TorchTrainer.restore
, TensorflowTrainer.restore
, and HorovodTrainer.restore
can take in the same parameters as their parent class’s
DataParallelTrainer.restore
.
Unless otherwise specified, other trainers will accept the same parameters as
BaseTrainer.restore
.
Auto-resume#
Adding the branching logic below will allow you to run the same script after the interrupt,
picking up training from where you left on the previous run. Notice that we use the
<Framework>Trainer.can_restore
utility method
to determine the existence and validity of the given experiment directory.
experiment_path = os.path.expanduser("~/ray_results/dl_restore_autoresume")

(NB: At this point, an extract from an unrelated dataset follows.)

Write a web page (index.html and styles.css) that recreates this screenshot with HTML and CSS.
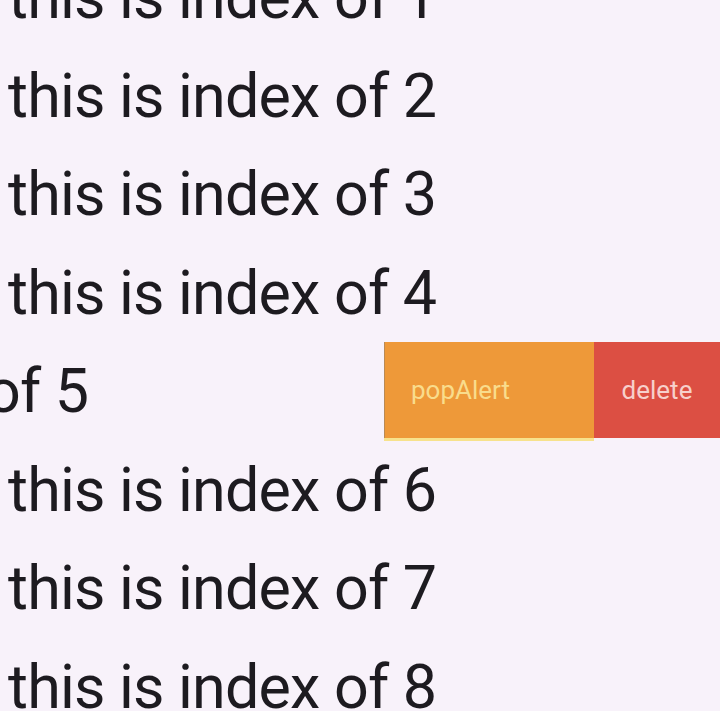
FILE: index.html
```html
<!DOCTYPE html>
<html lang="en">
<head>
  <meta charset="UTF-8" />
  <title>Slidable List</title>
  <link rel="stylesheet" href="styles.css">
</head>
<body>
<div class="list">
  <div class="row"><span class="row-text">this is index of 1</span></div>
  <div class="row"><span class="row-text">this is index of 2</span></div>
  <div class="row"><span class="row-text">this is index of 3</span></div>
  <div class="row"><span class="row-text">this is index of 4</span></div>
  <div class="row swiped">
    <span class="row-text">this is index of 5</span>
    <div class="actions">
      <div class="action pop">popAlert</div>
      <div class="action delete">delete</div>
    </div>
  </div>
  <div class="row"><span class="row-text">this is index of 6</span></div>
  <div class="row"><span class="row-text">this is index of 7</span></div>
  <div class="row"><span class="row-text">this is index of 8</span></div>
</div>
</body>
</html>
```

FILE: styles.css
```css
html, body {
  margin: 0;
  height: 100%;
  overflow: hidden;
}

body {
  background-color: #f8f2fa;
  font-family: Roboto, 'Noto Sans', sans-serif;
  color: #1d1b20;
}

.list {
  margin-top: -52px;
}

.row {
  position: relative;
  height: 98.5px;
  display: flex;
  align-items: center;
  padding-left: 8px;
  overflow: hidden;
}

.row-text {
  font-size: 61px;
  letter-spacing: -0.8px;
  white-space: nowrap;
}

.swiped .row-text {
  transform: translateX(-348px);
}

.actions {
  position: absolute;
  top: 0;
  right: 0;
  height: 96px;
  display: flex;
}

.action {
  display: flex;
  align-items: center;
  font-size: 26px;
}

.pop {
  width: 183px;
  padding-left: 26px;
  background-color: #ee9939;
  color: #f9dc8c;
  border-left: 1px solid #b98a55;
  box-shadow: 0 3px 0 #f7e28c;
}

.delete {
  width: 126px;
  justify-content: center;
  background-color: #dc4f43;
  color: #f7d0cb;
}
```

if TorchTrainer.can_restore(experiment_path):
trainer = TorchTrainer.restore(experiment_path, datasets=get_datasets())
result = trainer.fit()
else:
trainer = TorchTrainer(
train_loop_per_worker=train_loop_per_worker,
datasets=get_datasets(),
scaling_config=train.ScalingConfig(num_workers=2),
run_config=train.RunConfig(
storage_path=os.path.expanduser("~/ray_results"),
name="dl_restore_autoresume",
),
)
result = trainer.fit()
See also
See the BaseTrainer.restore
docstring
for a full example.
Note
<Framework>Trainer.restore
is different from
<Framework>Trainer(..., resume_from_checkpoint=...)
.
resume_from_checkpoint
is meant to be used to start a new Train experiment,
which writes results to a new directory and starts over from iteration 0.
<Framework>Trainer.restore
is used to continue an existing experiment, where
new results will continue to be appended to existing logs.